Exercise input:
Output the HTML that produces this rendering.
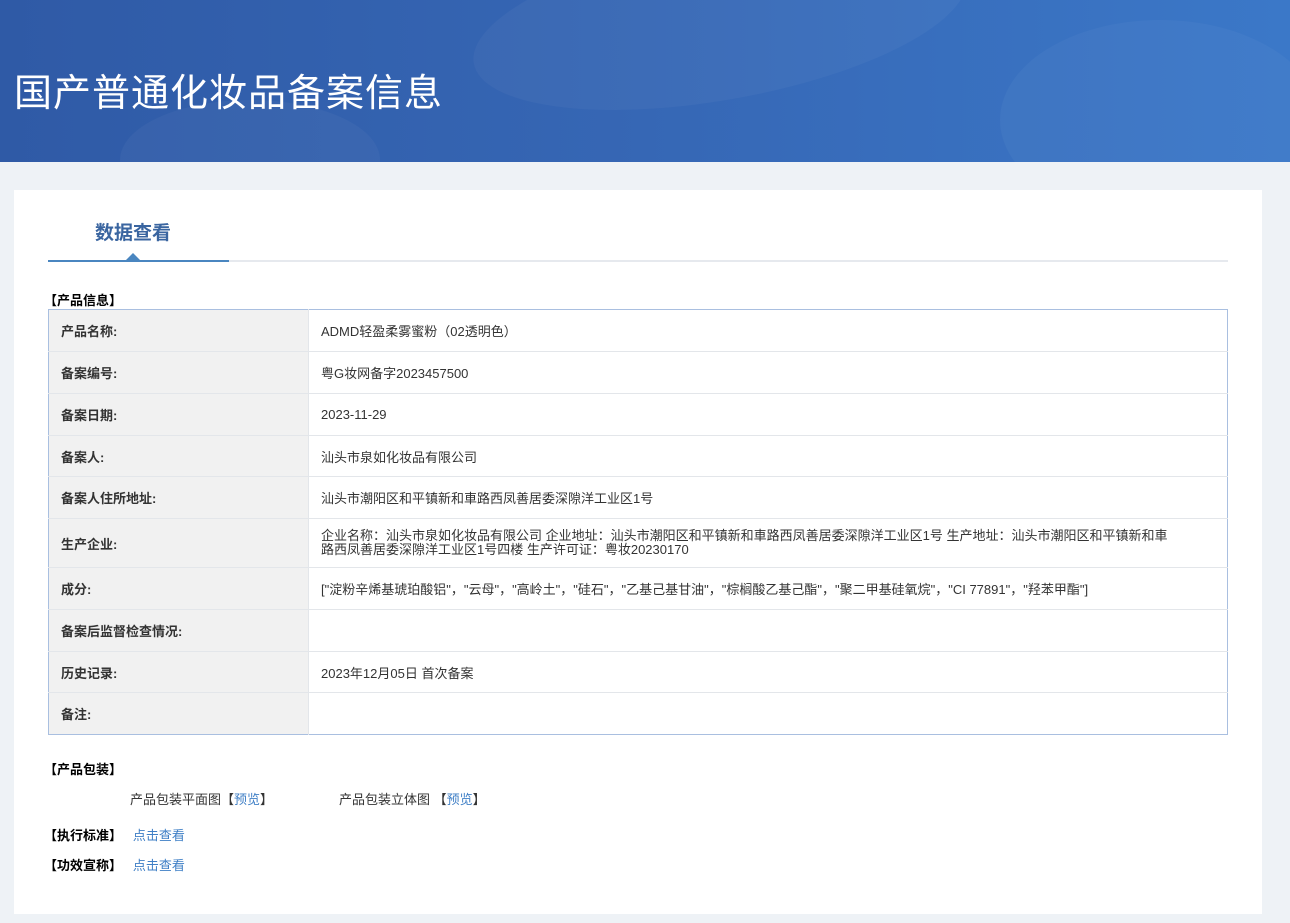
<!DOCTYPE html><html><head><meta charset="utf-8"><style>
*{margin:0;padding:0;box-sizing:border-box}
body{width:1290px;height:923px;background:#eef2f6;font-family:"Liberation Sans","Noto Sans CJK SC",sans-serif;font-size:13px;color:#333;position:relative;overflow:hidden}
.hd{position:absolute;left:0;top:0;width:1290px;height:162px;background:linear-gradient(90deg,#2f5aa6 0%,#3667b5 50%,#3b78c8 100%);overflow:hidden}
.hd h1{position:absolute;left:14px;top:62px;font-size:38px;font-weight:normal;color:#fff;letter-spacing:1px;font-family:"Liberation Sans","Noto Sans CJK SC",sans-serif}
.blob{position:absolute;border-radius:50%;background:rgba(255,255,255,.035)}
.card{position:absolute;left:14px;top:190px;width:1248px;height:724px;background:#fff}
.tab{position:absolute;left:81px;top:28px;font-size:19px;font-weight:bold;color:#3a65a0}
.line{position:absolute;left:34px;top:70px;width:1180px;height:2px;background:#e6e9ee}
.line2{position:absolute;left:34px;top:70px;width:181px;height:2px;background:#4a86c0}
.tri{position:absolute;left:112px;top:63px;border:7px solid transparent;border-bottom:7px solid #4a86c0;border-top:0}
.sec{position:absolute;font-weight:bold;color:#000;font-size:13px}
table{position:absolute;left:34px;top:119px;width:1180px;border-collapse:collapse;border:1px solid #a9bfe0}
td{border-bottom:1px solid #e3e6ea;padding:0 12px;font-size:13px;vertical-align:middle}
td.l{width:260px;background:#f1f1f1;font-weight:bold;color:#333;border-right:1px solid #e3e6ea}
a{color:#3f7fc6;text-decoration:none}
</style></head><body>
<div class="hd">
<div class="blob" style="left:470px;top:-60px;width:500px;height:160px;transform:rotate(-10deg)"></div>
<div class="blob" style="left:1000px;top:20px;width:320px;height:200px"></div>
<div class="blob" style="left:120px;top:100px;width:260px;height:120px"></div>
<h1>国产普通化妆品备案信息</h1></div>
<div class="card">
<div class="tab">数据查看</div>
<div class="line"></div><div class="line2"></div><div class="tri"></div>
<div class="sec" style="left:30px;top:100px">【产品信息】</div>
<table>
<tr style="height:42px"><td class="l">产品名称:</td><td>ADMD轻盈柔雾蜜粉（02透明色）</td></tr>
<tr style="height:42px"><td class="l">备案编号:</td><td>粤G妆网备字2023457500</td></tr>
<tr style="height:42px"><td class="l">备案日期:</td><td>2023-11-29</td></tr>
<tr style="height:41px"><td class="l">备案人:</td><td>汕头市泉如化妆品有限公司</td></tr>
<tr style="height:42px"><td class="l">备案人住所地址:</td><td>汕头市潮阳区和平镇新和車路西凤善居委深隙洋工业区1号</td></tr>
<tr style="height:49px"><td class="l">生产企业:</td><td style="line-height:14px;padding-right:50px">企业名称：汕头市泉如化妆品有限公司 企业地址：汕头市潮阳区和平镇新和車路西凤善居委深隙洋工业区1号 生产地址：汕头市潮阳区和平镇新和車路西凤善居委深隙洋工业区1号四楼 生产许可证：粤妆20230170</td></tr>
<tr style="height:42px"><td class="l">成分:</td><td>["淀粉辛烯基琥珀酸铝"，"云母"，"高岭土"，"硅石"，"乙基己基甘油"，"棕榈酸乙基己酯"，"聚二甲基硅氧烷"，"CI 77891"，"羟苯甲酯"]</td></tr>
<tr style="height:42px"><td class="l">备案后监督检查情况:</td><td></td></tr>
<tr style="height:41px"><td class="l">历史记录:</td><td>2023年12月05日 首次备案</td></tr>
<tr style="height:42px;"><td class="l" style="border-bottom:0">备注:</td><td style="border-bottom:0"></td></tr>
</table>
<div class="sec" style="left:30px;top:569px">【产品包装】</div>
<div style="position:absolute;left:116px;top:599px">产品包装平面图【<a>预览</a>】</div>
<div style="position:absolute;left:325px;top:599px">产品包装立体图 【<a>预览</a>】</div>
<div style="position:absolute;left:30px;top:635px"><b style="color:#000">【执行标准】</b>&nbsp;&nbsp;&nbsp;<a>点击查看</a></div>
<div style="position:absolute;left:30px;top:665px"><b style="color:#000">【功效宣称】</b>&nbsp;&nbsp;&nbsp;<a>点击查看</a></div>
</div>
</body></html>
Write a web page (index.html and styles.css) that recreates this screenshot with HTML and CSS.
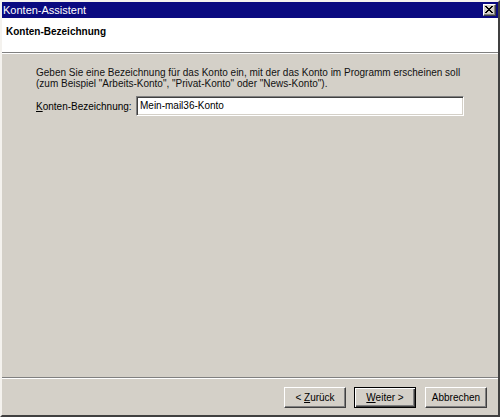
FILE: index.html
```html
<!DOCTYPE html>
<html>
<head>
<meta charset="utf-8">
<link rel="stylesheet" href="styles.css">
</head>
<body>
<div class="window">
  <div class="titlebar">
    <span class="title">Konten-Assistent</span>
    <span class="close"><svg width="8" height="7" viewBox="0 0 8 7"><path d="M0 0h2v1h1v1h2V1h1V0h2v1H7v1H6v1H5v1h1v1h1v1h1v1H6V6H5V5H3v1H2v1H0V6h1V5h1V4h1V3H2V2H1V1H0z" fill="#000"/></svg></span>
  </div>
  <div class="header">
    <span class="heading">Konten-Bezeichnung</span>
  </div>
  <div class="content">
    <p class="desc">Geben Sie eine Bezeichnung für das Konto ein, mit der das Konto im Programm erscheinen soll<br>(zum Beispiel "Arbeits-Konto", "Privat-Konto" oder "News-Konto").</p>
    <div class="field">
      <label class="label"><u>K</u>onten-Bezeichnung:</label>
      <div class="input">Mein-mail36-Konto</div>
    </div>
  </div>
  <div class="footer">
    <button class="btn"><span>&lt; <u>Z</u>urück</span></button>
    <button class="btn default"><span><u>W</u>eiter &gt;</span></button>
    <button class="btn cancel"><span>Abbrechen</span></button>
  </div>
</div>
</body>
</html>
```
FILE: styles.css
```css
html, body {
  margin: 0;
  padding: 0;
  background: #d4d0c8;
}
body {
  font-family: "Liberation Sans", Arial, sans-serif;
  font-size: 10px;
  color: #000;
}
.window {
  width: 500px;
  height: 417px;
  box-sizing: border-box;
  border-style: solid;
  border-width: 2px;
  border-color: #f4f2ee #404040 #404040 #f4f2ee;
  background: #d4d0c8;
  display: flex;
  flex-direction: column;
}
.titlebar {
  height: 16px;
  background: #0a0a80;
  display: flex;
  align-items: center;
  justify-content: space-between;
  padding: 0 2px 0 1px;
}
.title {
  color: #fff;
  font-size: 11px;
  line-height: 16px;
}
.close {
  width: 13px;
  height: 12px;
  box-sizing: border-box;
  background: #d4d0c8;
  border-style: solid;
  border-width: 1px;
  border-color: #fff #404040 #404040 #fff;
  box-shadow: inset -1px -1px 0 #808080;
  display: flex;
  align-items: center;
  justify-content: center;
}
.close svg {
  display: block;
  margin: 0 1px 1px 0;
}
.header {
  height: 35px;
  background: #fff;
  border-bottom: 1px solid #808080;
  box-shadow: 0 1px 0 #fff;
  padding: 7px 0 0 4px;
  box-sizing: border-box;
}
.heading {
  font-weight: bold;
  font-size: 10px;
  line-height: 14px;
}
.content {
  flex: 1;
  padding: 13px 0 0 34px;
  margin-top: 1px;
}
.desc {
  margin: 0;
  line-height: 11px;
  color: #111;
}
.field {
  display: flex;
  align-items: center;
  margin-top: 7px;
}
.label {
  width: 100px;
}
.input {
  width: 328px;
  height: 20px;
  box-sizing: border-box;
  background: #fff;
  border-style: solid;
  border-width: 1px;
  border-color: #808080 #fff #fff #808080;
  box-shadow: inset 1px 1px 0 #404040, inset -1px -1px 0 #d4d0c8;
  padding: 0 3px;
  line-height: 18px;
}
.footer {
  height: 38px;
  border-top: 1px solid #808080;
  box-shadow: inset 0 1px 0 #fff;
  display: flex;
  justify-content: flex-end;
  align-items: flex-start;
  padding: 9px 11px 0 0;
  box-sizing: border-box;
  gap: 8px;
}
.btn {
  width: 62px;
  height: 21px;
  box-sizing: border-box;
  background: #d4d0c8;
  font-family: "Liberation Sans", Arial, sans-serif;
  font-size: 10px;
  color: #000;
  border-style: solid;
  border-width: 1px;
  border-color: #fff #404040 #404040 #fff;
  box-shadow: inset -1px -1px 0 #808080;
  padding: 0;
  margin: 0;
  display: flex;
  align-items: center;
  justify-content: center;
}
.btn.default {
  border-color: #000;
  box-shadow: inset 1px 1px 0 #fff, inset -1px -1px 0 #404040, inset -2px -2px 0 #808080;
}
.btn.cancel {
  margin-left: 1px;
}
```
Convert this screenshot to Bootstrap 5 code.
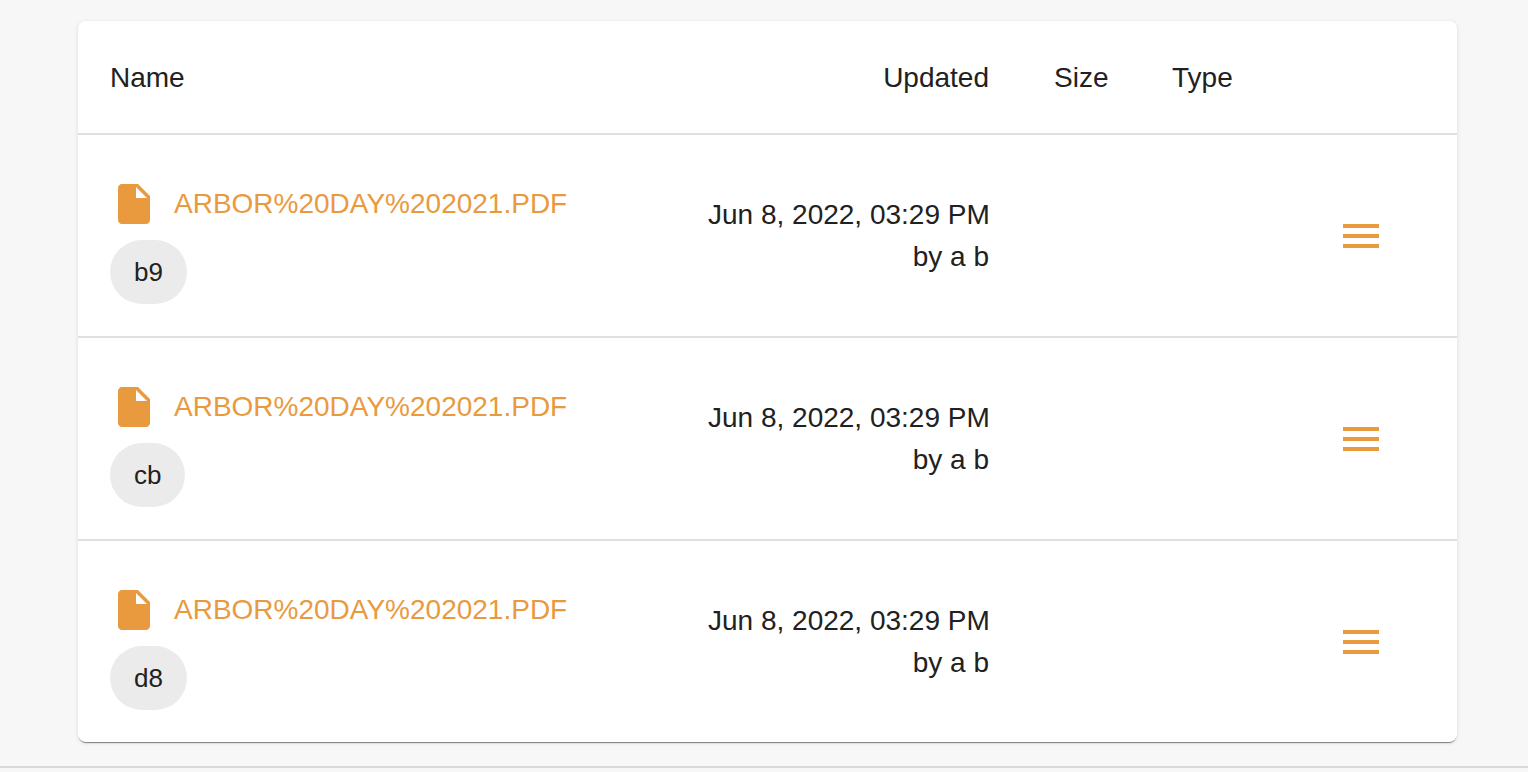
<!DOCTYPE html>
<html lang="en">
<head>
    <meta charset="UTF-8">
    <title>Files</title>
    <link href="https://cdn.jsdelivr.net/npm/bootstrap@5.3.2/dist/css/bootstrap.min.css" rel="stylesheet">
    <style>
        html, body {
            height: 100%;
        }
        body {
            background-color: #f7f7f7;
            color: #212121;
            font-family: "Liberation Sans", Arial, sans-serif;
            font-size: 28px;
            line-height: 42px;
            overflow: hidden;
        }
        .page-wrap {
            height: 768px;
            padding: 21px 71px 0 78px;
            border-bottom: 2px solid #d9d9d9;
        }
        .file-card {
            width: 1379px;
            background: #fff;
            border-radius: 8px;
            overflow: hidden;
            box-shadow: 0 2px 1px -1px rgba(0, 0, 0, .45), 0 1px 4px 0 rgba(0, 0, 0, .12);
        }
        .file-table {
            width: 100%;
            table-layout: fixed;
            margin: 0;
        }
        .file-table th {
            font-weight: 400;
            height: 113px;
            padding: 2px 32px 0;
            border-bottom: 2px solid #e0e0e0;
            vertical-align: middle;
        }
        .file-table td {
            height: 203px;
            padding: 0 32px;
            border-bottom: 2px solid #e0e0e0;
            vertical-align: middle;
            white-space: nowrap;
        }
        .file-table tr:last-child td {
            height: 202px;
            border-bottom: 0;
        }
        .file-table td.name-cell {
            vertical-align: top;
            padding-top: 45px;
        }
        .file-table th.col-size,
        .file-table th.col-type {
            padding-left: 33px;
        }
        .col-name { width: 598px; }
        .col-updated { width: 345px; }
        .col-size { width: 118px; }
        .col-type { width: 124px; }
        .file-link {
            color: #e99a3f;
            text-decoration: none;
            line-height: 48px;
        }
        .file-icon {
            width: 48px;
            height: 48px;
            fill: #e99a3f;
            margin-right: 16px;
            flex-shrink: 0;
        }
        .tag-chip {
            display: inline-block;
            height: 64px;
            padding: 0 24px;
            margin-top: 12px;
            border-radius: 32px;
            background: #ebebeb;
            font-size: 26px;
            line-height: 64px;
        }
        .menu-icon {
            display: block;
            width: 36px;
            height: 24px;
            fill: #e99a3f;
        }
        .menu-btn {
            background: none;
            border: 0;
            margin: 0 0 2px 1px;
        }
    </style>
</head>
<body>

<div class="page-wrap">
    <div class="file-card">
        <table class="file-table">
            <thead>
            <tr>
                <th class="col-name">Name</th>
                <th class="col-updated text-end">Updated</th>
                <th class="col-size">Size</th>
                <th class="col-type">Type</th>
                <th></th>
            </tr>
            </thead>
            <tbody>
            <tr>
                <td class="name-cell">
                    <a class="file-link d-flex align-items-center" href="#">
                        <svg class="file-icon" viewBox="0 0 24 24"><path d="M6 2c-1.1 0-2 .9-2 2v16c0 1.1.9 2 2 2h12c1.1 0 2-.9 2-2V8l-6-6H6zm7 7V3.500L18.500 9H13z"/></svg>
                        <span>ARBOR%20DAY%202021.PDF</span>
                    </a>
                    <span class="tag-chip">b9</span>
                </td>
                <td class="text-end">Jun 8, 2022, 03:29 PM<br>by a b</td>
                <td></td>
                <td></td>
                <td class="text-center p-0">
                    <button class="menu-btn p-0 d-inline-block align-middle" type="button" aria-label="Menu">
                        <svg class="menu-icon" viewBox="0 0 36 24"><rect width="36" height="4"/><rect y="10" width="36" height="4"/><rect y="20" width="36" height="4"/></svg>
                    </button>
                </td>
            </tr>
            <tr>
                <td class="name-cell">
                    <a class="file-link d-flex align-items-center" href="#">
                        <svg class="file-icon" viewBox="0 0 24 24"><path d="M6 2c-1.1 0-2 .9-2 2v16c0 1.1.9 2 2 2h12c1.1 0 2-.9 2-2V8l-6-6H6zm7 7V3.500L18.500 9H13z"/></svg>
                        <span>ARBOR%20DAY%202021.PDF</span>
                    </a>
                    <span class="tag-chip">cb</span>
                </td>
                <td class="text-end">Jun 8, 2022, 03:29 PM<br>by a b</td>
                <td></td>
                <td></td>
                <td class="text-center p-0">
                    <button class="menu-btn p-0 d-inline-block align-middle" type="button" aria-label="Menu">
                        <svg class="menu-icon" viewBox="0 0 36 24"><rect width="36" height="4"/><rect y="10" width="36" height="4"/><rect y="20" width="36" height="4"/></svg>
                    </button>
                </td>
            </tr>
            <tr>
                <td class="name-cell">
                    <a class="file-link d-flex align-items-center" href="#">
                        <svg class="file-icon" viewBox="0 0 24 24"><path d="M6 2c-1.1 0-2 .9-2 2v16c0 1.1.9 2 2 2h12c1.1 0 2-.9 2-2V8l-6-6H6zm7 7V3.500L18.500 9H13z"/></svg>
                        <span>ARBOR%20DAY%202021.PDF</span>
                    </a>
                    <span class="tag-chip">d8</span>
                </td>
                <td class="text-end">Jun 8, 2022, 03:29 PM<br>by a b</td>
                <td></td>
                <td></td>
                <td class="text-center p-0">
                    <button class="menu-btn p-0 d-inline-block align-middle" type="button" aria-label="Menu">
                        <svg class="menu-icon" viewBox="0 0 36 24"><rect width="36" height="4"/><rect y="10" width="36" height="4"/><rect y="20" width="36" height="4"/></svg>
                    </button>
                </td>
            </tr>
            </tbody>
        </table>
    </div>
</div>

<script src="https://cdn.jsdelivr.net/npm/bootstrap@5.3.2/dist/js/bootstrap.bundle.min.js"></script>
</body>
</html>
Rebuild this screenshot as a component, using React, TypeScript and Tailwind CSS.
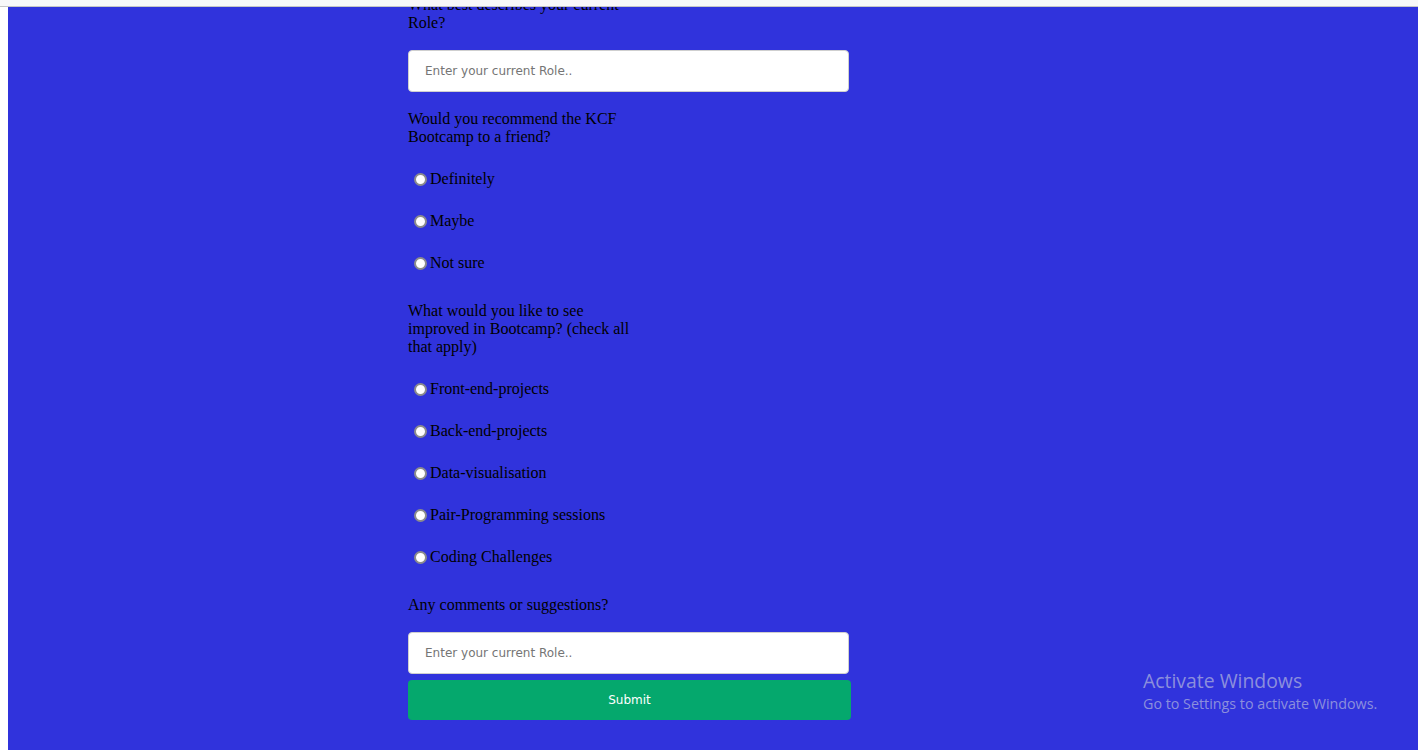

Stated exercise:
Go through the records and copy each line with "index" in it.

Result of the exercise:
Write a web page (index.html and styles.css) that recreates this screenshot with HTML and CSS.
FILE: index.html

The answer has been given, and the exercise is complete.